Denis M. King, a professional liability defense lawyer and former federal prosecutor at Goulston & Storrs in Boston, agrees that while it is unusual for the government to single out in-house counsel, the move is not entirely unprecedented and may signal only that prosecutors believe their case against Stevens is strong enough to eventually blow open the doors to a broader case against others within the company.
“It would not surprise me if in this investigation that other people are being threatened by other things,” King said.
Whether Stevens was simply a zealous advocate for her employer or a lawyer who lost sight of her ethical responsibilities and broke the law will be for the court to decide. Nevertheless, King said, attorneys have an unrelenting duty to be truthful.
“This case doesn’t tell you anything you shouldn’t already know,” he said. “You’re bound by the Rules of Professional Conduct, don’t lie to the government, and when you get a subpoena you’ve got to respond to it.”
Huggard said the case is a gauntlet throw-down by the federal prosecutors designed to send a message that the government is serious about going after not just CEOs, but the so-called “gatekeepers” like attorneys and accountants when corporate wrongdoing arises.
“I think this is a very aggressive play by the government,” Huggard said. “They are definitely trying to get the attention of in-house counsel.”
Denis M. King, a professional liability defense lawyer and former federal prosecutor at Goulston & Storrs in Boston, agrees that while it is unusual for the government to single out in-house counsel, the move is not entirely unprecedented and may signal only that prosecutors believe their case against Stevens is strong enough to eventually blow open the doors to a broader case against others within the company.
“It would not surprise me if in this investigation that other people are being threatened by other things,” King said.
Whether Stevens was simply a zealous advocate for her employer or a lawyer who lost sight of her ethical responsibilities and broke the law will be for the court to decide. Nevertheless, King said, attorneys have an unrelenting duty to be truthful.

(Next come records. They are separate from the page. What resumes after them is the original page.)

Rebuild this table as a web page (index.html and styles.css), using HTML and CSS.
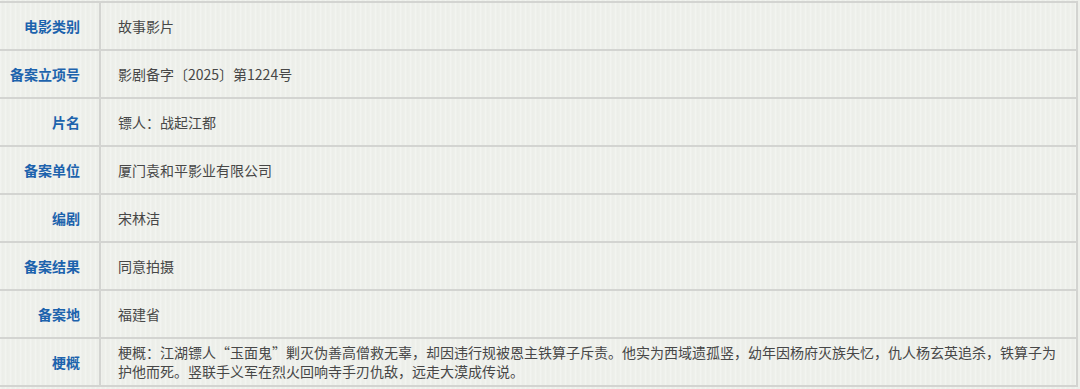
FILE: index.html
```html
<!DOCTYPE html>
<html lang="zh-CN">
<head>
<meta charset="utf-8">
<title>备案信息</title>
<link rel="stylesheet" href="styles.css">
</head>
<body>
<table class="info">
  <tr><th class="label">电影类别</th><td class="value">故事影片</td></tr>
  <tr><th class="label">备案立项号</th><td class="value">影剧备字〔2025〕第1224号</td></tr>
  <tr><th class="label">片名</th><td class="value">镖人：战起江都</td></tr>
  <tr><th class="label">备案单位</th><td class="value">厦门袁和平影业有限公司</td></tr>
  <tr><th class="label">编剧</th><td class="value">宋林洁</td></tr>
  <tr><th class="label">备案结果</th><td class="value">同意拍摄</td></tr>
  <tr><th class="label">备案地</th><td class="value">福建省</td></tr>
  <tr><th class="label">梗概</th><td class="value multi">梗概：江湖镖人“玉面鬼”剿灭伪善高僧救无辜，却因违行规被恩主铁算子斥责。他实为西域遗孤竖，幼年因杨府灭族失忆，仇人杨玄英追杀，铁算子为护他而死。竖联手义军在烈火回响寺手刃仇敌，远走大漠成传说。</td></tr>
</table>
</body>
</html>
```

FILE: styles.css
```css
html, body {
  margin: 0;
  padding: 0;
}

body {
  background-color: #eef0eb;
  background-image: repeating-linear-gradient(90deg,
    rgba(255,255,255,0.25) 0px, rgba(255,255,255,0.25) 1px,
    rgba(0,0,0,0.012) 2px, rgba(0,0,0,0) 5px);
  font-family: "Noto Sans CJK SC", "Noto Sans", sans-serif;
  font-size: 14px;
  width: 1080px;
  height: 389px;
  overflow: hidden;
}

.info {
  border-collapse: collapse;
  width: 1078px;
  margin-top: 1px;
  table-layout: fixed;
}

.info tr {
  height: 48px;
}

.info th,
.info td {
  border: 2px solid #d3d4d1;
  vertical-align: middle;
  padding: 0;
}

.label {
  width: 80px;
  border-left: none !important;
  text-align: right;
  padding-right: 19px !important;
  color: #1d63ad;
  font-weight: bold;
  line-height: 20px;
}

.value {
  text-align: left;
  color: #474747;
  padding-left: 17px !important;
  padding-right: 12px !important;
  line-height: 20px;
}

.multi {
  line-height: 19px;
  padding-top: 4px !important;
  padding-bottom: 4px !important;
}
```
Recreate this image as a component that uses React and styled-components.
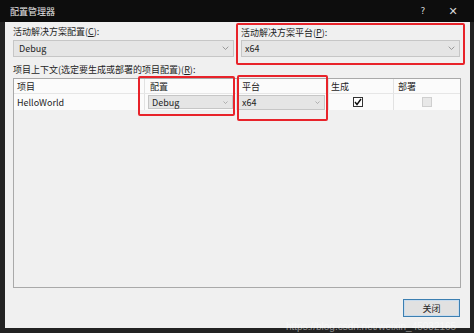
import React from "react";
import styled, { createGlobalStyle } from "styled-components";

const Global = createGlobalStyle`
  html, body { margin: 0; padding: 0; background: #1c1c1c; }
  * { box-sizing: border-box; }
`;

const FONT = `"Noto Sans CJK SC", "Noto Sans", "Liberation Sans", sans-serif`;

const Frame = styled.div`
  width: 474px;
  height: 333px;
  background: #222222;
  display: flex;
  flex-direction: column;
  padding: 0 4px 5px 5px;
  font-family: ${FONT};
  font-size: 9px;
  color: #1e1e1e;
  overflow: hidden;
`;

const TitleBar = styled.div`
  height: 22px;
  margin: 0 -4px 0 -5px;
  background: #0d0d0d;
  display: flex;
  align-items: center;
  padding: 0 6px 0 10px;
  color: #e6e6e6;
  font-size: 9px;
`;

const Title = styled.span`
  flex: 1;
`;

const TitleBtn = styled.span`
  width: 30px;
  text-align: center;
  color: #d8d8d8;
  font-family: "DejaVu Sans", sans-serif;
  font-size: ${(p) => p.$size || 10}px;
`;

const Body = styled.div`
  flex: 1;
  background: #f0f0f0;
  display: flex;
  flex-direction: column;
  padding: 0 9px 0 8px;
  position: relative;
`;

const TopRow = styled.div`
  display: grid;
  grid-template-columns: 221px 1fr;
  column-gap: 2px;
  margin-top: 1px;
  margin-right: -4px;
`;

const Field = styled.div`
  display: flex;
  flex-direction: column;
  padding-top: 3px;
`;

const Highlight = styled.div`
  border: 2px solid #e8232a;
  border-radius: 2px;
  padding: 2px 3px 6px 3px;
  display: flex;
  flex-direction: column;
`;

const Label = styled.div`
  height: 12px;
  line-height: 12px;
  margin-bottom: ${(p) => p.$mb ?? 2}px;
  white-space: nowrap;
`;

const Select = styled.div`
  flex: ${(p) => (p.$grow ? 1 : "none")};
  height: ${(p) => p.$h || 17}px;
  background: #e5e5e5;
  border: 1px solid #c6c6c6;
  display: flex;
  align-items: center;
  padding: 0 4px 0 ${(p) => p.$pl ?? 5}px;
  font-size: 9px;
  color: #1e1e1e;
`;

const SelectText = styled.span`
  flex: 1;
`;

const Chevron = ({ size = 7 }) => (
  <svg width={size} height={size * 0.6} viewBox="0 0 10 6">
    <polyline points="1,1 5,5 9,1" fill="none" stroke="#8a8a8a" strokeWidth="1.2" />
  </svg>
);

const SectionLabel = styled(Label)`
  margin-top: -1px;
  margin-bottom: 2px;
`;

const Table = styled.div`
  height: 210px;
  border: 1px solid #a9a9a9;
  background: #f0f0f0;
  position: relative;
`;

const Row = styled.div`
  display: grid;
  grid-template-columns: 131px 92px 92px 65px 1fr;
  height: ${(p) => p.$h}px;
  background: #fbfbfb;
  border-bottom: 1px solid ${(p) => (p.$head ? "#e6e6e6" : "#f0f0f0")};
`;

const Cell = styled.div`
  display: flex;
  align-items: center;
  justify-content: ${(p) => (p.$center ? "center" : "flex-start")};
  padding: ${(p) => p.$pad || "0 3px"};
  border-right: 1px solid ${(p) => (p.$sep ? "#e2e2e2" : "transparent")};
  white-space: nowrap;
`;

const Mark = styled.div`
  position: absolute;
  left: ${(p) => p.$x}px;
  top: ${(p) => p.$y}px;
  width: ${(p) => p.$w}px;
  height: ${(p) => p.$h}px;
  border: 2px solid #e8232a;
  border-radius: 2px;
  pointer-events: none;
`;

const Check = styled.div`
  width: 10px;
  height: 10px;
  border: 1px solid ${(p) => (p.$disabled ? "#cfcfcf" : "#333")};
  background: ${(p) => (p.$disabled ? "#e8e8e8" : "#fff")};
  display: flex;
  align-items: center;
  justify-content: center;
`;

const Footer = styled.div`
  display: flex;
  justify-content: flex-end;
  margin-top: 11px;
  margin-right: 1px;
`;

const Button = styled.div`
  width: 57px;
  height: 18px;
  border: 1px solid #3c7fb1;
  box-shadow: inset 0 0 0 1px #c8dcee;
  background: #e1e1e1;
  display: flex;
  align-items: center;
  justify-content: center;
  font-size: 9px;
`;

const Watermark = styled.div`
  position: absolute;
  left: 281px;
  bottom: -4px;
  color: rgba(255, 255, 255, 0.5);
  font-family: "Liberation Sans", sans-serif;
  font-size: 10px;
  white-space: nowrap;
  pointer-events: none;
`;

export default function App() {
  return (
    <>
      <Global />
      <Frame>
        <TitleBar>
          <Title>配置管理器</Title>
          <TitleBtn $size={9}>?</TitleBtn>
          <TitleBtn $size={11}>✕</TitleBtn>
        </TitleBar>
        <Body>
          <TopRow>
            <Field>
              <Label>活动解决方案配置(<u>C</u>):</Label>
              <Select>
                <SelectText>Debug</SelectText>
                <Chevron />
              </Select>
            </Field>
            <Highlight>
              <Label $mb={1}>活动解决方案平台(<u>P</u>):</Label>
              <Select $pl={3}>
                <SelectText>x64</SelectText>
                <Chevron />
              </Select>
            </Highlight>
          </TopRow>
          <SectionLabel>项目上下文(选定要生成或部署的项目配置)(<u>R</u>):</SectionLabel>
          <Table>
            <Row $head $h={15}>
              <Cell $sep>项目</Cell>
              <Cell $sep $pad="0 5px">配置</Cell>
              <Cell $sep $pad="0 5px">平台</Cell>
              <Cell $sep $pad="0 2px">生成</Cell>
              <Cell $pad="0 4px">部署</Cell>
            </Row>
            <Row $h={17}>
              <Cell $sep>HelloWorld</Cell>
              <Cell $sep $pad="0 3px 0 3px">
                <Select $grow $h={14} $pl={3}>
                  <SelectText>Debug</SelectText>
                  <Chevron size={5} />
                </Select>
              </Cell>
              <Cell $sep $pad="0 3px 0 1px">
                <Select $grow $h={15} $pl={3}>
                  <SelectText>x64</SelectText>
                  <Chevron size={5} />
                </Select>
              </Cell>
              <Cell $sep $center $pad="0 6px 0 0">
                <Check>
                  <svg width="8" height="8" viewBox="0 0 8 8">
                    <polyline points="1,4 3,6.5 7,1" fill="none" stroke="#111" strokeWidth="1.4" />
                  </svg>
                </Check>
              </Cell>
              <Cell $center>
                <Check $disabled />
              </Cell>
            </Row>
            <Mark $x={124} $y={-3} $w={97} $h={40} />
            <Mark $x={223} $y={-4} $w={91} $h={46} />
          </Table>
          <Footer>
            <Button>关闭</Button>
          </Footer>
          <Watermark>https://blog.csdn.net/weixin_45032165</Watermark>
        </Body>
      </Frame>
    </>
  );
}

“This case doesn’t tell you anything you shouldn’t already know,” he said. “You’re bound by the Rules of Professional Conduct, don’t lie to the government, and when you get a subpoena you’ve got to respond to it.”
UPDATE:
Since this piece was published, a federal district judge has dismissed the indictment without prejudice against Stevens, ruling that each of the six counts required proof of specific intent, thereby entitling Ms. Stevens to rely on the advice of counsel defense. When prosecutors presented the case to the grand jury, a juror asked whether it was relevant that Stevens had received advice from other lawyers. The prosecutors responded that while advice of counsel is a defense that could be raised at trial, it was not relevant at the grand jury probable cause stage.
The court ruled that was an error of law. Dismissal of the indictments was required because the prosecutors’ misstatement cast “grave doubt that the decision to indict was free from the substantial influence” of the erroneous instruction, the court ruled. Because prosecutors had not engaged in willful misconduct, however, the dismissal is without prejudice.